By Scott Krapf, Frost Brown Todd LLC
William Shakespeare famously wrote in Romeo and Juliet, “What’s in a name?” To a modern reader, this reference frequently suggests that names are arbitrary labels. Recently, there has been increased attention around use of the name, image and likeness (NIL) of student-athletes. When we ask a similar question of student-athletes – what’s in a name, image and likeness? – we discover far more than arbitrary labels.
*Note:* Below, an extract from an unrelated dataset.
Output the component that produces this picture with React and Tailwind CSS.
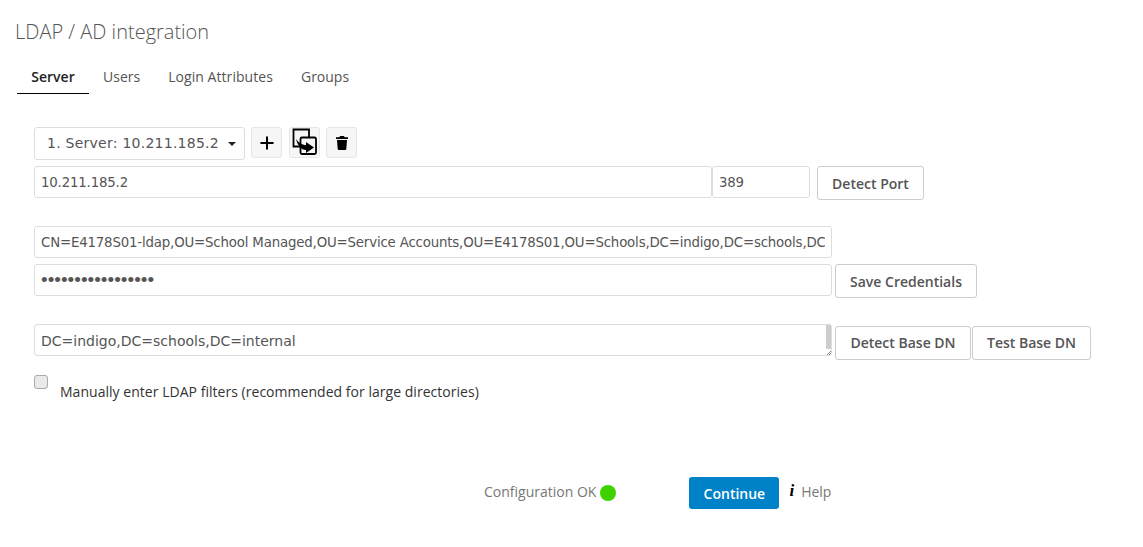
import React from 'react';
import { Plus } from 'lucide-react';

const inputCls = "h-8 border border-[#ddd] rounded-[3px] px-[6px] text-[#555] bg-white outline-none font-['DejaVu_Sans',sans-serif]";
const smallText = "text-[13.33px] tracking-[-0.17px]";
const btnCls = "border border-[#ccc] rounded-[3px] bg-white text-[14px] font-semibold text-[#555] flex items-center justify-center";
const iconBtnCls = "w-[31px] h-[31px] border border-[#e6e6e6] rounded-[3px] bg-[#f6f6f6] flex items-center justify-center";

function CopyIcon() {
  return (
    <svg width="31" height="31" viewBox="0 0 31 31" fill="none" className="overflow-visible">
      <path d="M11 19.500H4.500V2.500H20V10" stroke="#000" strokeWidth="1.8" />
      <rect x="11.500" y="10.500" width="15.500" height="16.500" rx="1.500" stroke="#000" strokeWidth="1.800" />
      <path d="M7 12C9.500 15.500 13 18 17 18V15L25 20.500L17 26V23C12 23 8.500 18 7 12z" fill="#000" />
    </svg>
  );
}

function TrashIcon() {
  return (
    <svg width="12" height="14" viewBox="0 0 12 14" fill="#000">
      <path d="M4 0h4l.7 1.300H12V3H0V1.300h3.300z" />
      <path d="M1 4h10l-.7 9a1 1 0 0 1-1 1H2.700a1 1 0 0 1-1-1z" />
    </svg>
  );
}

function App() {
  return (
    <div className="w-[1143px] h-[547px] bg-white overflow-hidden font-['Open_Sans',sans-serif] text-[#555]">
      <h1 className="pl-[15px] pt-[18px] text-[20px] leading-[28px] font-light text-[#555]">LDAP / AD integration</h1>

      {/* tabs */}
      <div className="flex pl-[17px] mt-[16px] text-[14px] leading-[19px]">
        <div className="w-[72px] h-[32px] border-b border-black text-center pt-[5px] font-semibold text-[#222]">Server</div>
        <div className="ml-[14px] pt-[5px]">Users</div>
        <div className="ml-[28px] pt-[5px] tracking-[0.06px]">Login Attributes</div>
        <div className="ml-[28px] pt-[5px]">Groups</div>
      </div>

      <div className="pl-[34px] pt-[33px]">
        {/* server row */}
        <div className="flex gap-[6px] items-start">
          <div className="w-[211px] h-[33px] border border-[#ddd] rounded-[3px] flex items-center pl-[12px] text-[14px] tracking-[0.25px] font-['DejaVu_Sans',sans-serif] text-[#555] whitespace-nowrap">
            1. Server: 10.211.185.2
            <span className="ml-[9px] w-0 h-0 border-x-[4px] border-x-transparent border-t-[4px] border-t-[#222]"></span>
          </div>
          <div className={iconBtnCls}><Plus size={20} strokeWidth={2.4} color="#000" /></div>
          <div className={`${iconBtnCls} ml-[1px]`}><CopyIcon /></div>
          <div className={iconBtnCls}><TrashIcon /></div>
        </div>

        <div className="flex items-start mt-[6px]">
          <input readOnly value="10.211.185.2" className={`${inputCls} ${smallText} w-[678px]`} />
          <input readOnly value="389" className={`${inputCls} ${smallText} w-[98px]`} />
          <div className={`${btnCls} ml-[7px] w-[107px] h-[34px]`}>Detect Port</div>
        </div>

        <input readOnly value="CN=E4178S01-ldap,OU=School Managed,OU=Service Accounts,OU=E4178S01,OU=Schools,DC=indigo,DC=schools,DC=internal" className={`${inputCls} ${smallText} w-[798px] block mt-[26px]`} />

        <div className="flex items-start mt-[6px]">
          <input readOnly type="password" value="aaaaaaaaaaaaaaaaa" className="h-8 w-[798px] border border-[#ddd] rounded-[3px] px-[6px] text-[19px] text-[#555] bg-white outline-none font-['Liberation_Sans',sans-serif]" />
          <div className={`${btnCls} ml-[3px] w-[142px] h-[34px]`}>Save Credentials</div>
        </div>

        <div className="flex items-start mt-[26px]">
          <div className="relative">
            <input readOnly value="DC=indigo,DC=schools,DC=internal" className={`${inputCls} text-[14px] pt-[2px] w-[798px] block`} />
            <span className="absolute right-[1px] top-[1px] w-[5px] h-[24px] bg-[#cdcdcd]"></span>
            {/* textarea resize grip */}
            <svg width="4" height="4" viewBox="0 0 4 4" className="absolute right-[1px] bottom-[1px]">
              <path d="M0 4L4 0M2 4L4 2" stroke="#666" strokeWidth="0.8" />
            </svg>
          </div>
          <div className={`${btnCls} ml-[3px] mt-[2px] w-[136px] h-[34px] pb-[1px]`}>Detect Base DN</div>
          <div className={`${btnCls} ml-[1px] mt-[2px] w-[119px] h-[34px] pb-[1px]`}>Test Base DN</div>
        </div>

        <div className="flex items-start mt-[15px]">
          <span className="w-[14px] h-[14px] border border-[#aaa] rounded-[3px] bg-[#e9e9e9]"></span>
          <span className="ml-[12px] mt-[7px] text-[14px] leading-[19px] text-[#333] tracking-[0.03px]">Manually enter LDAP filters (recommended for large directories)</span>
        </div>

        {/* footer */}
        <div className="flex items-center mt-[76px] pl-[450px] text-[14px]">
          <span className="text-[#777] -mt-[3px]">Configuration OK</span>
          <span className="ml-[4px] w-[16px] h-[16px] rounded-full bg-[#3fd200]"></span>
          <div className="ml-[73px] w-[90px] h-[32px] rounded-[3px] bg-[#0082c9] text-white font-semibold flex items-center justify-center">Continue</div>
          <span className="ml-[10px] -mt-[5px] font-['Liberation_Serif',serif] italic font-bold text-[#000] text-[17px]">i</span>
          <span className="ml-[7px] -mt-[3px] text-[#777]">Help</span>
        </div>
      </div>
    </div>
  );
}

export default App;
While the modernization of use of NIL has been a welcome dialogue for some, the reality is discussions about the NIL topic have been at the forefront of ongoing discourse for several years. Take it from me, a former Division I cross country and track and field student-athlete who had the great privilege of serving as Chair of the NCAA Division I National Student-Athlete Advisory Committee shortly after the Keller v. Electronic Arts and O’Bannon v. NCAA lawsuits were filed. Time and time again during my student-athlete and professional experiences, I have witnessed first-hand how conversations about the NIL of student-athletes can be profound and reveal multiple scenarios and issues that must be accounted for, such as the lack of a defined legal structure like those which are found for other sports leagues, recruiting issues and concerns regarding the influence of agents and boosters.
One of the more notable recent events concerning NIL occurred in September of this year when United States Representatives Anthony Gonzalez and Emanuel Cleaver introduced the Student-Athlete Level Playing Field Act (the Act). The Act proposes to prohibit a covered athletic association and institution of higher education from prohibiting a student-athlete from participating in intercollegiate athletics because such student-athlete enters into an endorsement contract and other purposes. The Act comes on the heels of several states introducing legislation in various forms, which could have the potential to cause significant challenges to manage a national issue. The Act would preempt a state from enforcing a state law or regulation with respect to permitting or abridging the ability of a student-athlete to enter into an endorsement contract or agency contract.
In addition to federal and state legislative efforts, collegiate sport governing bodies and working groups have been discussing changes, creating structures and developing solutions. In October of this year, the National Association of Intercollegiate Athletics (NAIA) passed legislation that relaxes NAIA rules related to amateurism and NIL. The NCAA membership has introduced recommendations and concepts to gather feedback and is expected to consider legislative proposals at the 2021 NCAA Convention in January.
The potential legal considerations relating to NIL extend beyond what is often analyzed from the right of publicity perspective. Although to be clear, right of publicity is fundamentally grounded in the underlying issues of the NIL topic. For example, in the Act, among other provisions, the rules of construction provide that nothing in the Act shall:
Affect the treatment of scholarships under Section 117 of the Internal Revenue Code of 1986.
Be construed to affect the rights of student-athletes or affect any program funded under Title IX.
Provide a cause of action pursuant to the Sherman Act.
Affect the employment status of a student-athlete who enters into an endorsement contract with respect to a covered athletic organization or institution of higher education.
In terms of the practical impact of potential changes, an immediate reaction might be to think of opportunities such as endorsements by elite student-athletes. There's the rub. The statistics tell a significant story here that is important to note. There are more than 480,000 NCAA student-athletes, and just a select few within each sport will complete at the professional or Olympic level. Which begs the question, who stands to benefit the most from this modernization? When we take a moment to think critically about the NIL of student-athletes, we find that while names are certainly important, beyond the names on the uniforms and the athletic performances are incredible stories of some of the most talented and gifted individuals, including writers, artists, musicians, entrepreneurs and influencers, to name a few.
As one can see, considerations pertaining to the use of NIL demonstrate a unique convergence of legal, political, policy, philosophical and administrative issues, further highlighting the complexity of finding a workable solution. As the modernization continues, I have complete confidence that a workable framework will prevail from the collaboration among the athletic administrative working groups, governance procedures, federal and state legislators and others who are involved. Most importantly, the ultimate results will be in the best interest of student-athletes and will continue to preserve the student-athlete collegiate experience, an experience that represents the pinnacle of the athletic and academic pursuits for most student-athletes.
The opportunities that lie ahead for student-athletes within the confines of a modernized NIL structure are nothing short of significant, and they surely will come with questions and a need for guidance and direction. In that regard, my call to action for other attorneys who are reading this is to ask yourselves, what's in a name of an attorney? As attorneys, we all have talents, skills and experiences extending beyond the names on the front doors of law offices and letterheads. I encourage you to be willing to share your expertise to help others navigate the complexities of the modernization of NIL use.